Our Take
Cosmos 3 consolidates four separate models into one, cutting deployment friction—but no independent benchmarks prove it outperforms the prior multi-model approach on real robotics tasks.
Why it matters
Teams building robotics, autonomous driving, and warehouse automation waste engineering cycles maintaining separate inference pipelines. A unified model cuts that overhead, though adoption depends on whether post-training on your domain actually works as advertised.
Do this week
Robotics teams: download Cosmos 3 Nano (8B, runs on RTX PRO 6000) this week and post-train it on 100 examples of your pick-and-place task before committing to inference infrastructure changes.
NVIDIA ships Cosmos 3, a single model for world simulation and robot control
NVIDIA released Cosmos 3 today on Hugging Face in two sizes: Cosmos 3 Nano (8 billion parameters, optimized for workstation GPUs like the RTX PRO 6000) and Cosmos 3 Super (32 billion parameters, for large-scale synthetic data generation on Hopper and Blackwell hardware).
The model's core claim is architectural consolidation. Previous Cosmos releases required developers to juggle separate models: Cosmos Predict for video generation, Cosmos Transfer for controlled generation, Cosmos Reason for scene understanding, and Cosmos Policy for action generation. Cosmos 3 combines all four capabilities into a single Mixture-of-Transformers (MoT) architecture that processes text, image, video, audio, and action tokens in one forward pass.
The model can operate in multiple modes: text-to-video, image-to-video, video-to-action (inverse dynamics), and text-to-action (policy). It includes integration with Hugging Face Diffusers for inference and post-training scripts on GitHub. NVIDIA is also releasing six open synthetic datasets covering robotics, physics simulation, spatial reasoning, human motion, autonomous driving, and warehouse safety scenarios.
Engineering simplification is real; capability claims rest on company testing only
The operational benefit is concrete. Running one model instead of four reduces latency, GPU memory overhead, and engineering maintenance. Teams no longer need to serialize outputs from one model into another's inputs or manage four separate serving endpoints.
The capability claims—that a single unified model reasons about physics and generates realistic actions for robotics—come from NVIDIA's own testing. The blog post shows video examples of pick-and-place operations, highway debris avoidance, and warehouse safety scenarios (company-reported). There are no published independent benchmarks comparing Cosmos 3's action prediction accuracy or simulation fidelity to prior multi-model systems or to open-source alternatives like Diffusion Policy or existing world models.

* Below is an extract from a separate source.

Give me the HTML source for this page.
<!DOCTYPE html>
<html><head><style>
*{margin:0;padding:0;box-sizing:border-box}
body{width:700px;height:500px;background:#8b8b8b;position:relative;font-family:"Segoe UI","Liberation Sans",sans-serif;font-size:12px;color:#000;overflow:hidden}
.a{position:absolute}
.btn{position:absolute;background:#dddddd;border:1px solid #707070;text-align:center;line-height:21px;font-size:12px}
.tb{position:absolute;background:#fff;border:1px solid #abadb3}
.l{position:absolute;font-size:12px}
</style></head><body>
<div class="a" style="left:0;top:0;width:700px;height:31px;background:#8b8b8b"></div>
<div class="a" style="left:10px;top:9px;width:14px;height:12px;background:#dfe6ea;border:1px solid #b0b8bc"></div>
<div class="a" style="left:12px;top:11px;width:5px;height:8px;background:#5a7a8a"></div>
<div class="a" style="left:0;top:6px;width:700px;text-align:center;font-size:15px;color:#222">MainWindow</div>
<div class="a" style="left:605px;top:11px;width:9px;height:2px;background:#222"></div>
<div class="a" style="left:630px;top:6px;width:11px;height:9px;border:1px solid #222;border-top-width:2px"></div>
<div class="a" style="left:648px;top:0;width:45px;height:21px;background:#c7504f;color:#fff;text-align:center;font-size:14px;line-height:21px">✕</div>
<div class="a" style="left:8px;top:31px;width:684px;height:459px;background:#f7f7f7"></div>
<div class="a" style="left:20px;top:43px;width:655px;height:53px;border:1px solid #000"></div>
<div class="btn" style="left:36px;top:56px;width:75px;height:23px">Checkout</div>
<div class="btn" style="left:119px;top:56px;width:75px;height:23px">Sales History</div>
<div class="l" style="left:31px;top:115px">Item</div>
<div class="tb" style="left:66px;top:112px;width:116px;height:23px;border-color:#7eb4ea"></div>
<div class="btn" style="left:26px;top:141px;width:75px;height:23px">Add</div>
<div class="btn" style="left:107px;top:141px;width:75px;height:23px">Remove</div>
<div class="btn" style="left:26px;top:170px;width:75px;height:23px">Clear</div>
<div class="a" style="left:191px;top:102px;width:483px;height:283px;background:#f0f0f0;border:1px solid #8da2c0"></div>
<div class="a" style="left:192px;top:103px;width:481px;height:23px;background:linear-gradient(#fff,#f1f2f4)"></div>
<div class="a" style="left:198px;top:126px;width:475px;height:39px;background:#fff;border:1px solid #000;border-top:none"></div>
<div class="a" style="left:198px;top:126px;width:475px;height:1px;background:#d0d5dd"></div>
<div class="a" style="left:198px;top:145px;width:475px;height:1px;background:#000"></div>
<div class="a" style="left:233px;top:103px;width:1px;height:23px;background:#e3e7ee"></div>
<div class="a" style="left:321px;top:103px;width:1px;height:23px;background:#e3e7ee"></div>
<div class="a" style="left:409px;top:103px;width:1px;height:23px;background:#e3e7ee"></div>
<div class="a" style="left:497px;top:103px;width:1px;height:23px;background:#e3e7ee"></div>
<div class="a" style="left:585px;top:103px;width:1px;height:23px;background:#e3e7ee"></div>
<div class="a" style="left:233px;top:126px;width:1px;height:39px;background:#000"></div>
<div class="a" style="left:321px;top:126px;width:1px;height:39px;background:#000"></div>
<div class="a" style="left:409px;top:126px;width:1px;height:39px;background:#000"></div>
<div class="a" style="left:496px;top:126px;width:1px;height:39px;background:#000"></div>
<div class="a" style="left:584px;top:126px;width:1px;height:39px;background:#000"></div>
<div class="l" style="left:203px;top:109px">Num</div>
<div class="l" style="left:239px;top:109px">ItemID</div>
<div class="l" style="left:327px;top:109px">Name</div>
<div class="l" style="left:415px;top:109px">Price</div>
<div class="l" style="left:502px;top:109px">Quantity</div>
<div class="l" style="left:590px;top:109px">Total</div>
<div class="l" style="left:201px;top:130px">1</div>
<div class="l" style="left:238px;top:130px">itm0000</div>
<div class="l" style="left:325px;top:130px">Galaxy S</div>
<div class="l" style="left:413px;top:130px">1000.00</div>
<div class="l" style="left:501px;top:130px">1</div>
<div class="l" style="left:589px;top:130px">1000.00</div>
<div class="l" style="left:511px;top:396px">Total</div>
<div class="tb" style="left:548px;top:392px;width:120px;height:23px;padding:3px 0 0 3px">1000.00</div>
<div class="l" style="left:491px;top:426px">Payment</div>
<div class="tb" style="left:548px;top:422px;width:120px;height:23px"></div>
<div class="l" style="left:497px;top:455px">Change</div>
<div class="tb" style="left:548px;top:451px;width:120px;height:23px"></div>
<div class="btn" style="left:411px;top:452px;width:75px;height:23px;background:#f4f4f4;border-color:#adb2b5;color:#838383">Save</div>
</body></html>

This matters because post-training Cosmos 3 on your specific robot or environment is explicitly recommended. Success depends on dataset size, annotation quality, and domain similarity to the synthetic training data. NVIDIA provides the infrastructure but not yet field evidence that naive end-to-end training beats task-specific fine-tuning of smaller, targeted models.
Test narrowly before planning infrastructure migration
Robotics and autonomous systems teams should treat this as a prototype-stage offering, not a drop-in replacement. Download Cosmos 3 Nano, collect 50–200 examples of your task (pick-and-place, bin packing, navigation), and measure action accuracy against your baseline. Post-training scripts are available on GitHub; use them to validate that unified inference actually improves end-to-end latency and quality in your deployment.
For teams already managing multi-model inference pipelines, the engineering payoff is real if post-training converges quickly. For teams starting fresh, weigh the unified model's flexibility against the cost of accumulating domain-specific training data—Cosmos 3 is no substitute for labeling.
Warehouse safety and autonomous driving teams should audit the included synthetic datasets against your scenario distribution before relying on them for simulation or pre-training.